Andreotti o la santità della mediocrità

Trent’anni fa, gorno più giorno meno, si annotava:
“Elogi a tutto campo a Giulio Andreotti , abilità, umanità, cultura, sapienza, eccetera, alla presentazione del suo ultimo libro, “Gli Usa visti da vicino”, da Ugo Stille e Furio Colombo (Andreotti ha replicato: «Dovrei forse farmi un po’ di autocritica, criticarmi io stesso, ma abbiamo poco tempo perché devo correre alla Camera»).
“Un po’ incide la captatio benevolentiae del potente. Ma più incide la popolarità del tipo Dc. Stille e Colombo sono, per la storia personale, anti-Dc, ma a Andreotti si sono prosternati.
“C’è ormai un’identificazione del paese con la Dc, asta che assuma la faccia arguta di Andreotti, non ci affoghi nella crisi economica, e nella corruzione, non uccida troppe persone. Scompaiono, nonché le pretese di riforma, perfino le richieste di buongoverno, o razionale uso delle risorse, di una politica che non intralci così robustamente il benessere.
“Forse l’Italia non cambia perché non vuole cambiare. È un figlio cresciuto che non ha più la voglia, nonché il coraggio, di fare una sua vita indipendente. È inevitabile, 45 anni sono due generazioni, l’Italia diversa si fa sempre più rara. Per l’alternativa ci vorrà prima uno scossone molto forte: crisi economica, scandalo, strage.

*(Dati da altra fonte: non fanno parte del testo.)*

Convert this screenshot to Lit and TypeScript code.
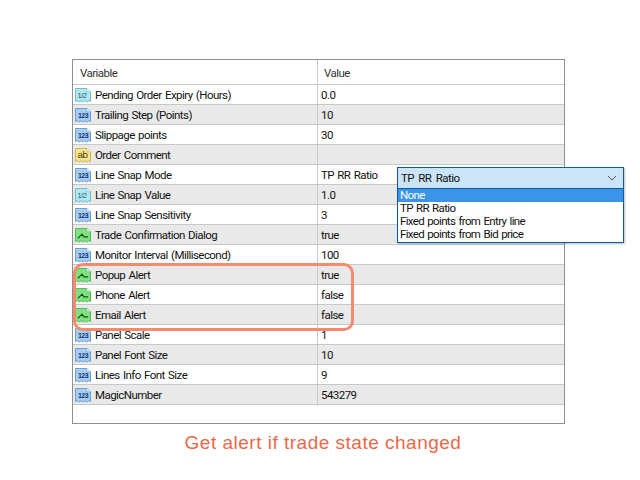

“Così, nella palude, Andreotti diventa il «segnato di Dio», poiché ha potuto fare e disfare con una percentuale di obbrobrio altissima  (80-90 per cento? La gestione della Difesa negli anni Sessanta, il governo con i missini, Moro… sono abissi non colmabili). E dimostrarci che non c’è nulla di meglio della mediocrità. Di più popolare”.